Though I was too busy for a full meltdown to fully materialize, it was there simmering in quiet desperation: “You’re understaffed…the food’s going to be late…you’ll have to deal with the piteous looks…you’ll finally realize that this should have stayed a hobby”. It was strange but I took an almost perverse pleasure at every setback, laughing with a sense of resignation and telling myself “I TOLD you it would go wrong!”.
Yet somehow we made it to the end and as oxygen began to fill my lungs again, the banana leaves covering the table seemed greener, the air was several degrees cooler, and the genuine warmth from everyone flowed honey-like across the walls. I didn’t quite know how to feel and as I bid everyone farewell, I remember hearing my voice crack while thanking the crew for pushing through till the very end.
People’s words of congratulations stayed behind long after they left and I suddenly found myself in a room full of lingering love. Love that I was far too gone in my own head to notice before. Love that only magnified as I watched the crew begin cleaning in silence. It slowly dawned on me that minutes ago…
…a dream I’ve held for almost 7 years straight finally came true.
And it scared the shit out of me.
After all, who was I to deserve this kind of happiness? Who was I to deserve people like these in my life? People who rented a company car and ran around Chinatown 30 minutes before dinner trying to find the perfect bowl for a centerpiece? Who took 2 days of work off to hand shake almost a hundred separate cocktails in a tiny sink room covered in dirty dishes? Who was willing to eat crappy food, miss sleep, and spend entire days helping with recipe research? Who was I to have someone tell me they’ll offer the space to me at a deep discount just because they wanted to “make it work for me”? Or someone who would spend one full vacation day cooking with us without asking for a single cent or shoutout? And people who left their office during the busiest times to serve drinks, only to go back to continue working until 1 AM? What business did I have cooking with these people to feed others?
With this dinner being a week ago, most people would have already forgotten about it. They would have eaten over a dozen more meals since then and even we have begun planning our next venture. But it’s stayed on my mind and it wasn’t until last night that I finally figured it out: I’ve been too afraid to “succeed”.

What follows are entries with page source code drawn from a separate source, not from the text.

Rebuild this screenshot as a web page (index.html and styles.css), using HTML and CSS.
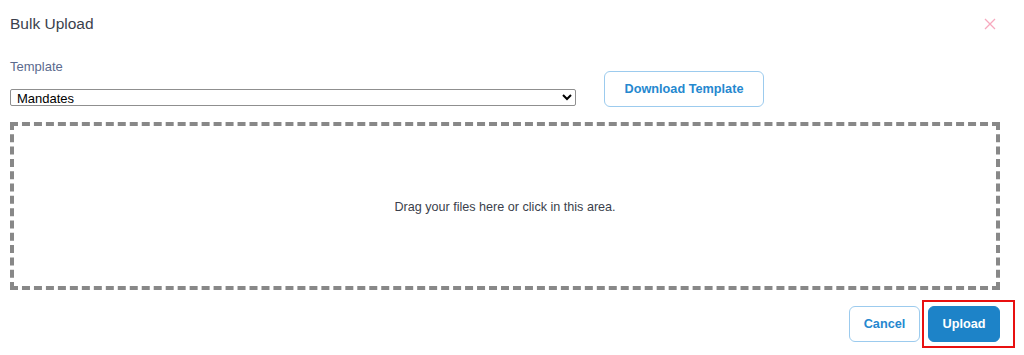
FILE: index.html
```html
<!DOCTYPE html>
<html>
<head>
<meta charset="utf-8">
<link rel="stylesheet" href="styles.css">
</head>
<body>
<div class="modal">
  <div class="header">
    <h1 class="title">Bulk Upload</h1>
    <button class="close" aria-label="Close">
      <svg width="12" height="12" viewBox="0 0 12 12"><path d="M1 1L11 11M11 1L1 11" stroke="#f7a9be" stroke-width="1.3" fill="none"/></svg>
    </button>
  </div>
  <div class="row">
    <div class="field">
      <label class="label">Template</label>
      <select class="select"><option>Mandates</option></select>
    </div>
    <button class="btn btn-outline btn-download">Download Template</button>
  </div>
  <div class="dropzone">Drag your files here or click in this area.</div>
  <div class="footer">
    <button class="btn btn-outline btn-cancel">Cancel</button>
    <button class="btn btn-primary btn-upload">Upload<span class="highlight"></span></button>
  </div>
</div>
</body>
</html>
```
FILE: styles.css
```css
html, body {
  margin: 0;
  padding: 0;
  background: #fff;
  font-family: "Liberation Sans", Arial, sans-serif;
}
.modal {
  width: 1024px;
  height: 355px;
  box-sizing: border-box;
  padding: 0 24px 0 10px;
}
.header {
  height: 48px;
  display: flex;
  align-items: center;
  justify-content: space-between;
}
.title {
  margin: 0;
  font-size: 15.5px;
  font-weight: normal;
  color: #3b3f4c;
}
.close {
  border: none;
  background: none;
  padding: 0;
  width: 12px;
  height: 12px;
  margin-right: 4px;
  display: flex;
}
.row {
  display: flex;
  align-items: flex-start;
  gap: 28px;
}
.field {
  width: 566px;
  display: flex;
  flex-direction: column;
  padding-top: 11px;
}
.label {
  font-size: 13px;
  color: #5b6a8e;
  line-height: 15px;
  margin-bottom: 15px;
}
.select {
  height: 17px;
  font-family: "Liberation Sans", Arial, sans-serif;
  font-size: 13px;
  color: #000;
  border: 1px solid #8f8f8f;
  border-radius: 2px;
  padding: 0 0 0 2px;
  background: #fff;
}
.btn {
  font-family: "Liberation Sans", Arial, sans-serif;
  font-weight: bold;
  font-size: 12.7px;
  border-radius: 6px;
  cursor: pointer;
  box-sizing: border-box;
}
.btn-outline {
  background: #fff;
  color: #2588cf;
  border: 1px solid #9ccbee;
}
.btn-download {
  margin-top: 23px;
  width: 160px;
  height: 36px;
}
.dropzone {
  margin-top: 15px;
  height: 168px;
  box-sizing: border-box;
  border: 4px dashed #888;
  display: flex;
  align-items: center;
  justify-content: center;
  padding-top: 2px;
  font-size: 12.6px;
  color: #3b3f4c;
}
.footer {
  display: flex;
  justify-content: flex-end;
  gap: 8px;
  margin-top: 16px;
}
.btn-cancel {
  width: 71px;
  height: 36px;
}
.btn-primary {
  background: #1d83c8;
  color: #fff;
  border: 1px solid #1d83c8;
}
.btn-upload {
  position: relative;
  width: 72px;
  height: 36px;
}
.highlight {
  position: absolute;
  left: -7px;
  top: -7px;
  right: -16px;
  bottom: -7px;
  border: 2px solid #e81010;
  pointer-events: none;
}
```
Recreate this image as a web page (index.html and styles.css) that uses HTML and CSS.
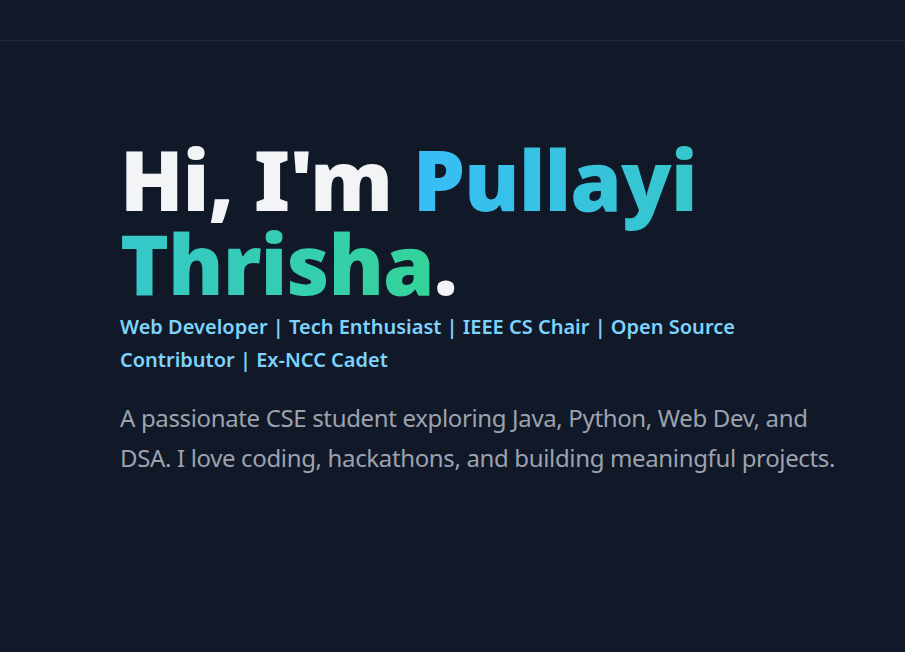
FILE: index.html
```html
<!DOCTYPE html>
<html lang="en">
<head>
<meta charset="utf-8">
<title>Pullayi Thrisha</title>
<link rel="stylesheet" href="styles.css">
</head>
<body>
<header class="topbar"></header>
<main class="hero">
  <div class="hero-inner">
    <h1 class="title">Hi, I'm <span class="grad">Pullayi Thrisha</span>.</h1>
    <p class="roles">Web Developer | Tech Enthusiast | IEEE CS Chair | Open Source Contributor | Ex-NCC Cadet</p>
    <p class="intro">A passionate CSE student exploring Java, Python, Web Dev, and DSA. I love coding, hackathons, and building meaningful projects.</p>
  </div>
</main>
</body>
</html>
```
FILE: styles.css
```css
* { box-sizing: border-box; }
html, body {
  margin: 0;
  padding: 0;
  background: #111827;
  height: 100%;
}
body {
  font-family: "Segoe UI", "Noto Sans", "Open Sans", sans-serif;
  color: #f3f4f6;
}
.topbar {
  height: 41px;
  border-bottom: 1px solid #1f2937;
}
.hero {
  padding: 96px 0 0 120px;
}
.hero-inner {
  max-width: 740px;
}
.title {
  margin: 0;
  font-size: 83px;
  line-height: 84px;
  font-weight: 900;
  letter-spacing: -1px;
  color: #f3f4f6;
}
.grad {
  background: linear-gradient(90deg, #38bdf8, #34d399);
  -webkit-background-clip: text;
  background-clip: text;
  color: transparent;
}
.roles {
  max-width: 700px;
  margin: 6px 0 0;
  font-size: 20px;
  line-height: 32.5px;
  font-weight: 600;
  color: #7dd3fc;
}
.intro {
  margin: 22px 0 0;
  font-size: 24px;
  line-height: 40px;
  font-weight: 400;
  letter-spacing: -0.35px;
  color: #9ca3af;
}
```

As much as we say we work to achieve our dreams, meeting them face-to-face was actually a scary thing. What then? What happens when you reach the top of the mountain you’ve spent years trying to climb? And when you’re so used to struggling to find some footing, quietly fighting through the shit life throws at you, it’s so easy to believe that perhaps you’ll never really get “there”. It’s much easier to resign yourself to life’s whims and come to expect disappointment because at least that, like Murphy’s Law, was a certainty.
However, such resignation makes success that much harder to recognize and celebrate. I was so blinded by fear that I had not considered that Murphy may have forgotten the second half to his law: that “Everything that can go right, will go right!”. With each setback was an even stronger stroke of luck, from somehow overselling our tickets to finding a co-chef whose freestylin’ skills saved the night. I had failed to see that somehow, I let the world convince me that I wouldn’t make it and even though those voices have gone quiet a long time ago, I continued to repeat their poisonous whispers. I had become my own prison warden.
I’m reminded of the story of the glass merchant who wanted to go to Mecca in Paolo Coelho’s “The Alchemist”. The man slaved away for years selling glassware to save for his pilgrimage but wasn’t making enough. The story’s protagonist meets this man and attempts to help him increase his sales but finds out the man was actually unwilling to go the distance; that dreaming of the trip to Mecca was more valuable to him than actually achieving the dream. I was that glass merchant.
It was so much easier for me to blame my day job, or the fact that I had no experience in cooking, or that people were just being nice when they complimented our work that night, or the various other setbacks we faced. The problem with acknowledging and internalizing “success” is that all of a sudden, you have no choice: you must now honor the Universe’s gift and use it to the best of your abilities.
No longer are you allowed to step back and wash your hands of the responsibility. You can’t just say: “Well…obviously I’m not good enough since we failed.” If somehow, you do well…you’ve got to keep going. The emptiness I was so afraid I’d find at the top of the mountain was only met with the realization that I had only passed the foothills, that the real mountain still lay before me.
I woke up from my daze with no end in sight to the dishes. I thought that if it took this long to realize this, what other lies have I been telling myself? What lies do we continue to believe?
What relationships, jobs, and circumstances do we cling to because somehow, we were tricked into believing that we should fear success and that we don’t deserve love and happiness?
Maybe the saying that “when one door closes, another opens” is wrong. What if instead, there really were no doors to begin with and we’re all just scared to step through the foyer and into the party?
A week has passed but my mind hasn’t really left that sink room so many days ago. Last night, I finally finished washing the dishes my mind’s eye and as I pray never to forget why I cook with these amazing people again, the mountain before me….us….beckoned.